On 2026年5月6日, Vietnam’s Ministry of Industry and Trade officially launched the ‘Smart Import Pre-Check’ AI system to carry out front-end compliance scanning for imported goods. The system gives priority to crawling structured data on suppliers’ official Vietnamese-language website pages that complies with the schema.org/Product standard; if such data is missing or contains errors, it will trigger a manual review process and lead to an average customs clearance delay of 7–12 days. As of the launch date, over 60% of local Vietnamese buyers had already listed the ‘completeness of Vietnamese structured data on the official website’ as a mandatory initial screening indicator for suppliers.

Which market segments will be affected

Direct trading enterprises

For Chinese foreign trade companies that export goods directly to end customers or distributors in Vietnam, their official websites are the primary targets crawled by the MOIT system. If the website has no Vietnamese-language pages, or if the Vietnamese pages do not embed Product-type structured markup, the system will identify them as ‘unreliable information,’ placing them into the manual review queue and slowing the overall delivery pace.

Processing and manufacturing enterprises

Although they may not directly participate in export customs declarations, as OEM/ODM suppliers, their official websites are often used by Vietnamese buyers as an entry point for qualification due diligence.

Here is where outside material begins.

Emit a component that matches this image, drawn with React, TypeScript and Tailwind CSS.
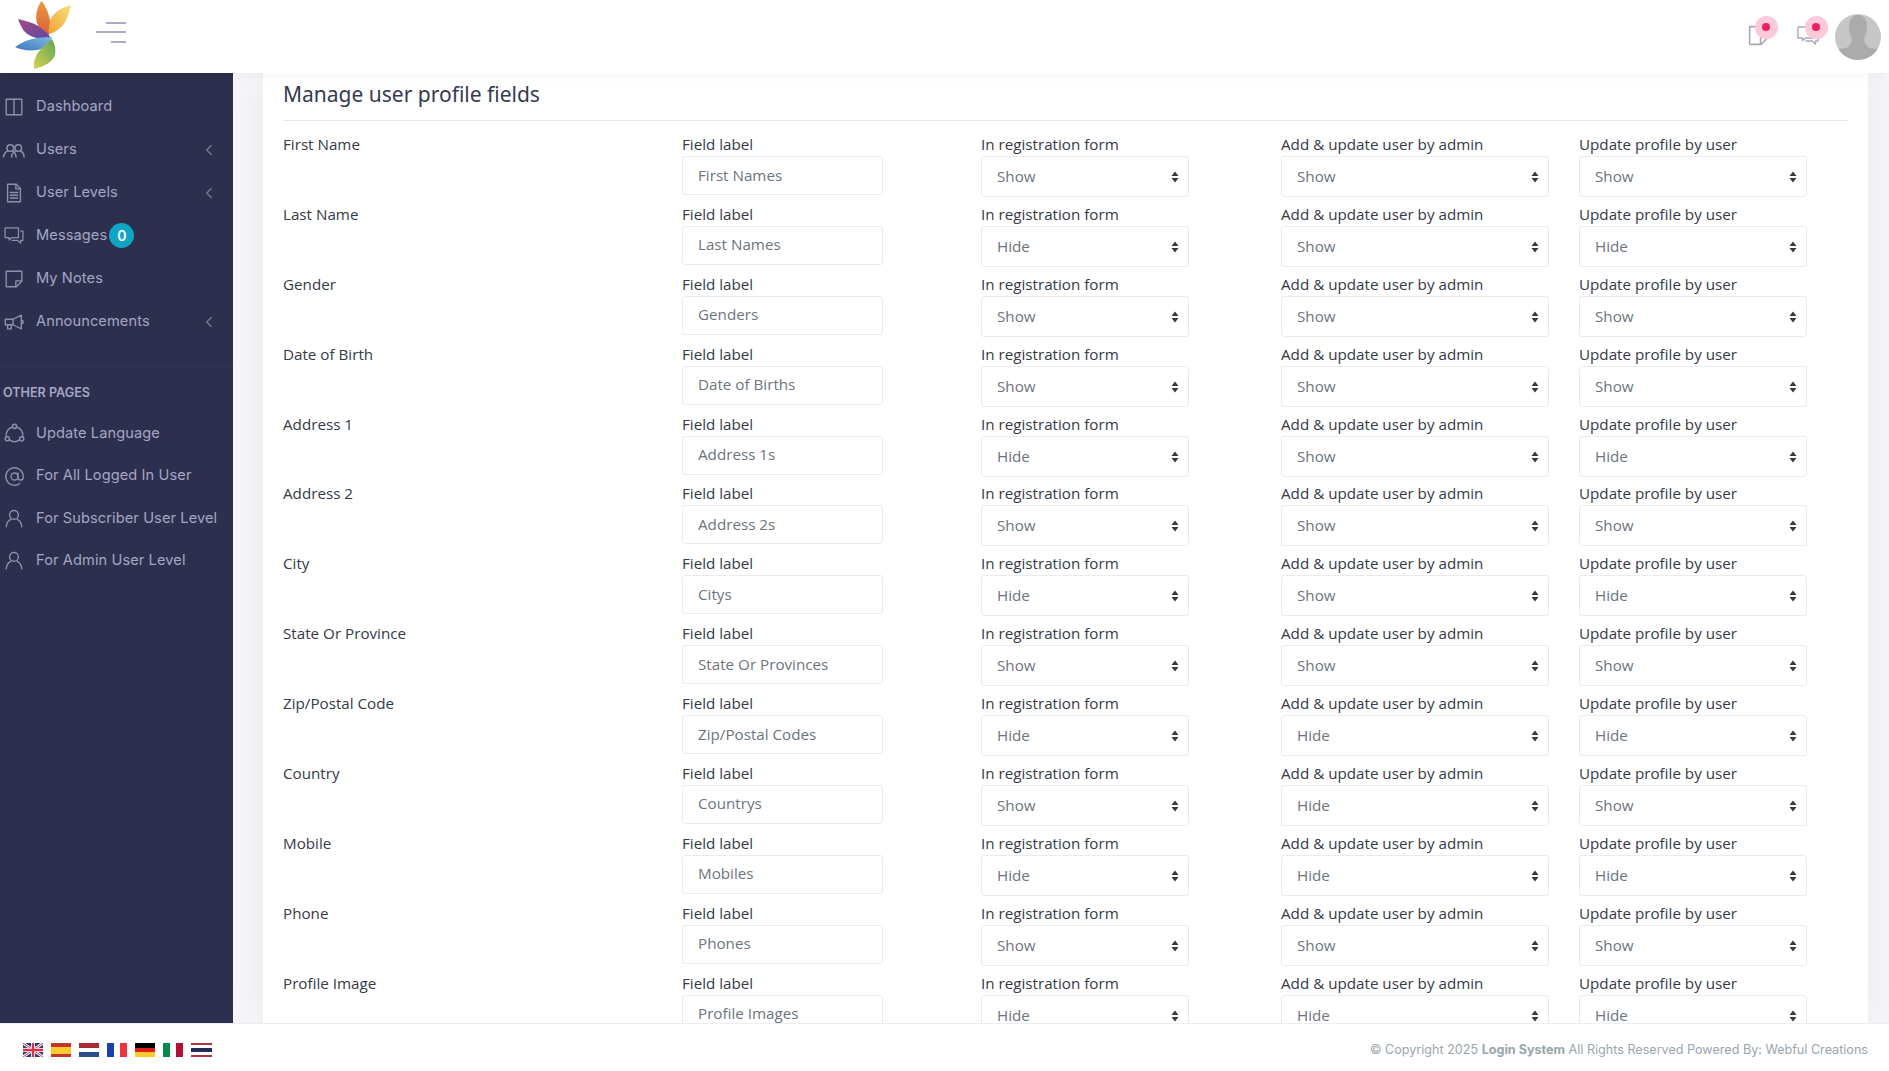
import React from "react";
import { ChevronLeft, AtSign } from "lucide-react";

const rows: [string, string, string, string, string][] = [
  ["First Name", "First Names", "Show", "Show", "Show"],
  ["Last Name", "Last Names", "Hide", "Show", "Hide"],
  ["Gender", "Genders", "Show", "Show", "Show"],
  ["Date of Birth", "Date of Births", "Show", "Show", "Show"],
  ["Address 1", "Address 1s", "Hide", "Show", "Hide"],
  ["Address 2", "Address 2s", "Show", "Show", "Show"],
  ["City", "Citys", "Hide", "Show", "Hide"],
  ["State Or Province", "State Or Provinces", "Show", "Show", "Show"],
  ["Zip/Postal Code", "Zip/Postal Codes", "Hide", "Hide", "Hide"],
  ["Country", "Countrys", "Show", "Hide", "Show"],
  ["Mobile", "Mobiles", "Hide", "Hide", "Hide"],
  ["Phone", "Phones", "Show", "Show", "Show"],
  ["Profile Image", "Profile Images", "Hide", "Hide", "Hide"],
];

const S = (p: { children: React.ReactNode; className?: string }) => (
  <svg viewBox="0 0 24 24" fill="none" stroke="currentColor" strokeWidth={1.5} strokeLinecap="round" strokeLinejoin="round" className={p.className ?? "w-[22px] h-[22px]"}>
    {p.children}
  </svg>
);

const IconColumns = () => (
  <S><rect x="3.5" y="3.5" width="17" height="17" /><path d="M12 3.5v17" /></S>
);
const IconUsers = () => (
  <S className="w-[24px] h-[24px]">
    <circle cx="8.3" cy="10" r="3.300" /><circle cx="16.300" cy="10" r="3.300" />
    <path d="M1.500 19c.3-3 2-5 4.500-6.300M10.500 12.700c2 1.300 3.300 3.300 3.600 6.300" />
    <path d="M9.500 19c.3-3 2-5 4.500-6.300M18.500 12.700c2 1.300 3.300 3.300 3.600 6.300" />
  </S>
);
const IconDoc = () => (
  <S>
    <path d="M5 2.500h9.500L19 7v14.500H5z" /><path d="M14 2.500V7.500h5" /><path d="M8 11.500h8M8 14.500h8M8 17.500h8" />
  </S>
);
const IconNote = ({ className }: { className?: string }) => (
  <S className={className}>
    <path d="M20.500 3.500h-17v17h11l6-6z" /><path d="M20.500 14h-6.500v6.500" />
  </S>
);
const IconChat = ({ className }: { className?: string }) => (
  <svg viewBox="0 0 22 19" fill="none" stroke="currentColor" strokeWidth={1.4} strokeLinecap="round" strokeLinejoin="round" className={className}>
    <path d="M1 1h15v11H8.500L5.500 14.500V12H1z" />
    <path d="M18.500 4.500H21V15h-2.500v3l-3.500-3H9" />
  </svg>
);
const IconMegaphone = () => (
  <S>
    <path d="M2.500 9H11l9-4.500v15L11 15H2.500z" />
    <path d="M11 9v6M5 15v4.500h4V15" />
    <path d="M20 10c1.500 0 2 1 2 2s-.5 2-2 2" />
  </S>
);
const IconShare = () => (
  <S className="w-[23px] h-[23px]">
    <circle cx="12" cy="4.500" r="2.200" /><circle cx="4.500" cy="17.500" r="2.200" /><circle cx="19.500" cy="17.500" r="2.200" />
    <path d="M9.900 5.200A9 9 0 0 0 3.300 15.400M14.100 5.200a9 9 0 0 1 6.600 10.200M6.700 18.600a9 9 0 0 0 10.600 0" />
  </S>
);
const IconUser = () => (
  <S>
    <circle cx="12" cy="7.500" r="4.800" /><path d="M3.500 20.500c.5-4.300 3-7 5-8M15.500 12.500c2 1 4.500 3.700 5 8" />
  </S>
);

function NavRow({ icon, label, chevron, badge, tall }: { icon: React.ReactNode; label: string; chevron?: boolean; badge?: boolean; tall?: boolean }) {
  return (
    <div className={tall ? "h-[43px] flex items-center text-[#a6a5c6]" : "h-[42.4px] flex items-center text-[#a6a5c6]"}>
      <div className="w-[36px] pl-[1px] pr-[9px] flex justify-center text-[#8d8fad] shrink-0">{icon}</div>
      <span className="text-[14.6px] tracking-[0.1px] font-normal">{label}</span>
      {badge && (
        <span className="ml-[2px] w-[25px] h-[25px] rounded-full bg-[#10a5c4] text-white text-[14px] font-semibold flex items-center justify-center">0</span>
      )}
      {chevron && <ChevronLeft className="ml-auto mr-[15px] text-[#74758f]" size={18} strokeWidth={2} />}
    </div>
  );
}

function Field({ value }: { value: string }) {
  return (
    <div className="relative">
      <select
        defaultValue={value}
        className="block w-full h-[41px] appearance-none bg-white border border-[#e9ecef] rounded-[3px] pl-[15px] text-[15.2px] text-[#6c757d] outline-none"
      >
        <option>Show</option>
        <option>Hide</option>
      </select>
      <svg viewBox="0 0 8 12" className="absolute right-[10px] top-[15px] w-[8px] h-[12px]" fill="#343a40">
        <path d="M4 0.500 7.500 5H.5zM4 11.500.5 7h7z" />
      </svg>
    </div>
  );
}

const Label = ({ children }: { children: React.ReactNode }) => (
  <div className="h-[22px] leading-[20px] text-[15.2px] text-[#343a46] whitespace-nowrap">{children}</div>
);

function Flags() {
  const box = "w-[20px] h-[14px] shrink-0 flex flex-col";
  return (
    <div className="flex items-center ml-[23px] gap-[8px]">
      <svg viewBox="0 0 60 42" className="w-[20px] h-[14px] shrink-0">
        <rect width="60" height="42" fill="#2b3a78" />
        <path d="M0 0 60 42M60 0 0 42" stroke="#fff" strokeWidth="8" />
        <path d="M0 0 60 42M60 0 0 42" stroke="#d8324a" strokeWidth="3" />
        <path d="M30 0v42M0 21h60" stroke="#fff" strokeWidth="12" />
        <path d="M30 0v42M0 21h60" stroke="#d8324a" strokeWidth="7" />
      </svg>
      <div className={box}>
        <div className="h-[3.5px] bg-[#c6332a]" /><div className="h-[7px] bg-[#f8cb2e]" /><div className="h-[3.5px] bg-[#c6332a]" />
      </div>
      <div className={box}>
        <div className="flex-1 bg-[#a72c35]" /><div className="flex-1 bg-white" /><div className="flex-1 bg-[#2f4e8f]" />
      </div>
      <div className="w-[20px] h-[14px] shrink-0 flex">
        <div className="flex-1 bg-[#1c3faa]" /><div className="flex-1 bg-white" /><div className="flex-1 bg-[#ef3340]" />
      </div>
      <div className={box}>
        <div className="flex-1 bg-black" /><div className="flex-1 bg-[#dd1c1c]" /><div className="flex-1 bg-[#f8cb2e]" />
      </div>
      <div className="w-[20px] h-[14px] shrink-0 flex">
        <div className="flex-1 bg-[#0a8a4a]" /><div className="flex-1 bg-white" /><div className="flex-1 bg-[#b01235]" />
      </div>
      <div className="w-[21px] h-[14px] shrink-0 flex flex-col">
        <div className="h-[2.300px] bg-[#b5303f]" /><div className="h-[2.300px] bg-white" /><div className="h-[4.800px] bg-[#232b5c]" /><div className="h-[2.300px] bg-white" /><div className="h-[2.300px] bg-[#b5303f]" />
      </div>
    </div>
  );
}

function Logo() {
  return (
    <svg viewBox="0 0 80 73" className="w-[80px] h-[73px] shrink-0">
      <defs>
        <linearGradient id="a" x1="0" y1="0" x2="0" y2="1"><stop offset="0" stopColor="#e89a3c" /><stop offset="1" stopColor="#de5f3a" /></linearGradient>
        <linearGradient id="b" x1="1" y1="0" x2="0" y2="1"><stop offset="0" stopColor="#f7e27a" /><stop offset="1" stopColor="#eda135" /></linearGradient>
        <linearGradient id="c" x1="0" y1="0" x2="1" y2="1"><stop offset="0" stopColor="#a3497f" /><stop offset="1" stopColor="#5b4aa8" /></linearGradient>
        <linearGradient id="d" x1="0" y1="1" x2="1" y2="0"><stop offset="0" stopColor="#3f78b8" /><stop offset="1" stopColor="#7fb8e6" /></linearGradient>
        <linearGradient id="e" x1="0" y1="1" x2="1" y2="0"><stop offset="0" stopColor="#d6d24e" /><stop offset="1" stopColor="#5fa65a" /></linearGradient>
      </defs>
      <path d="M41.500 1C35 9 35 22 39 27c3 3 7 6 10 8 2-7 2-15-1-22-1-4-4-9-6.500-12z" fill="url(#a)" />
      <path d="M71 5C60 8 52 14 50 21c-1 5-2 10-1 13 8-2 15-8 18-16 2-4 3-9 4-13z" fill="url(#b)" />
      <path d="M18 19c3 8 6 14 13 17 6 3 13 3 20 2-4-6-11-12-19-15-5-2-10-3-14-4z" fill="url(#c)" />
      <path d="M15 47c7-5 14-8 22-9 5-1 11-1 15-1-2 6-8 12-15 13-8 1-16 0-22-3z" fill="url(#d)" />
      <path d="M34 69c-1-8 2-15 7-20 4-4 8-8 11-10 3 5 4 11 3 16-2 7-12 12-21 14z" fill="url(#e)" />
    </svg>
  );
}

function Avatar() {
  return (
    <div className="w-[46px] h-[46px] rounded-full overflow-hidden shrink-0">
      <svg viewBox="0 0 46 46" className="w-full h-full">
        <rect width="46" height="46" fill="#c6c6c6" />
        <path d="M23 1c6 0 9 5 9 12 0 5-2 9-3 12 0 3 2 6 5 9l-11 6-11-6c3-3 5-6 5-9-1-3-3-7-3-12 0-7 3-12 9-12z" fill="#ababab" />
        <path d="M0 36c8-2 15-3 23-3s15 1 23 3v10H0z" fill="#ababab" />
      </svg>
    </div>
  );
}

function Pulse({ className }: { className: string }) {
  return (
    <div className={className}>
      <div className="w-[8px] h-[8px] rounded-full bg-[#f21d5e]" />
    </div>
  );
}

export default function App() {
  return (
    <div className="h-screen flex flex-col overflow-hidden bg-white font-['Open_Sans',sans-serif]">
      <header className="relative z-10 h-[73px] shrink-0 bg-white flex items-center shadow-[0_0_15px_rgba(0,0,0,0.05)]">
        <Logo />
        <div className="ml-[16px] -mt-[9px] w-[30px] flex flex-col items-end gap-[7.500px]">
          <div className="h-[2px] w-[20px] bg-[#aeaac4]" />
          <div className="h-[2px] w-[30px] bg-[#aeaac4]" />
          <div className="h-[2px] w-[15px] bg-[#aeaac4]" />
        </div>
        <div className="ml-auto flex items-start self-start mr-[8px]">
          <div className="relative mt-[26px] w-[18px] h-[17px] text-[#a9a6be]">
            <IconNote className="w-[25px] h-[25px] -ml-[3.500px] -mt-[3.500px]" />
            <Pulse className="absolute left-[5.500px] -top-[10.500px] w-[23px] h-[23px] rounded-full bg-[#fcc9d9] flex items-center justify-center" />
          </div>
          <div className="relative mt-[26px] ml-[30px] w-[22px] h-[19px] text-[#a9a6be]">
            <IconChat className="w-[22px] h-[19px]" />
            <Pulse className="absolute left-[7.500px] -top-[10.500px] w-[23px] h-[23px] rounded-full bg-[#fcc9d9] flex items-center justify-center" />
          </div>
          <div className="ml-[16px] mt-[14px]"><Avatar /></div>
        </div>
      </header>
      <div className="flex-1 flex min-h-0">
        <aside className="w-[233px] shrink-0 bg-[#2c304e] font-['Inter',sans-serif]">
          <div className="pt-[12px] pb-[22.900px] border-b border-[#31355a]">
            <NavRow tall icon={<IconColumns />} label="Dashboard" />
            <NavRow tall icon={<IconUsers />} label="Users" chevron />
            <NavRow tall icon={<IconDoc />} label="User Levels" chevron />
            <NavRow tall icon={<IconChat className="w-[20px] h-[17px]" />} label="Messages" badge />
            <NavRow tall icon={<IconNote />} label="My Notes" />
            <NavRow tall icon={<IconMegaphone />} label="Announcements" chevron />
          </div>
          <div className="pl-[3px] pt-[17px] h-[45.700px] text-[12.600px] font-semibold text-[#a6a5c6] uppercase">Other Pages</div>
          <div>
            <NavRow icon={<IconShare />} label="Update Language" />
            <NavRow icon={<AtSign size={21} strokeWidth={1.5} />} label="For All Logged In User" />
            <NavRow icon={<IconUser />} label="For Subscriber User Level" />
            <NavRow icon={<IconUser />} label="For Admin User Level" />
          </div>
        </aside>
        <main className="flex-1 min-w-0 bg-[#f6f6f9] pl-[30px] pr-[21px] overflow-hidden">
          <div className="bg-white px-[20px] h-full shadow-[0_0_35px_rgba(154,161,171,0.15)]">
            <h1 className="pt-[6px] pb-[10px] h-[48px] leading-[30px] text-[21px] text-[#343a50] border-b border-[#e6e7ea] font-['Noto_Sans',sans-serif]">
              Manage user profile fields
            </h1>
            <div className="pt-[13px]">
              {rows.map((r) => (
                <div key={r[0]} className="grid grid-cols-[399px_299px_300px_298px_228px] h-[69.880px]">
                  <Label>{r[0]}</Label>
                  <div className="w-[201px]">
                    <Label>Field label</Label>
                    <input
                      defaultValue={r[1]}
                      className="block w-full h-[39px] bg-white border border-[#e9ecef] rounded-[3px] pl-[15px] pb-[2px] text-[15.200px] text-[#6c757d] outline-none"
                    />
                  </div>
                  <div className="w-[208px]">
                    <Label>In registration form</Label>
                    <Field value={r[2]} />
                  </div>
                  <div className="w-[268px]">
                    <Label>Add &amp; update user by admin</Label>
                    <Field value={r[3]} />
                  </div>
                  <div className="w-[228px]">
                    <Label>Update profile by user</Label>
                    <Field value={r[4]} />
                  </div>
                </div>
              ))}
            </div>
          </div>
        </main>
      </div>
      <footer className="relative z-10 h-[48px] pt-[5px] shrink-0 bg-white border-t border-[#eeeef2] flex items-center justify-between pr-[21px] font-['Inter',sans-serif]">
        <Flags />
        <div className="text-[12.600px] text-[#98a6ad]">
          © Copyright 2025 <b className="font-bold">Login System</b> All Rights Reserved Powered By: Webful Creations
        </div>
      </footer>
    </div>
  );
}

The MOIT system incorporates website data quality into the credibility assessment dimensions of the supply chain; a lack of Vietnamese structured information on the website may weaken their ranking weight in Vietnamese buyers’ supplier databases.

Channel distribution enterprises

These include cross-border platform service providers, overseas warehouse operators, and localization marketing agencies. Their clients often rely on official websites as a basis for compliance. If the official websites of the Chinese manufacturers they serve do not meet Vietnamese structured data requirements, it will also negatively affect their own service delivery quality and contract performance evaluations.

Supply chain service enterprises

Such as customs brokers, compliance consulting firms, and multilingual website development service providers, they need to quickly adapt to the new rules and provide supporting services. At present, Vietnamese Schema markup configuration, consistency checks across page language versions, and interpretation of the MOIT system’s feedback mechanism have already become new sources of demand for technical services.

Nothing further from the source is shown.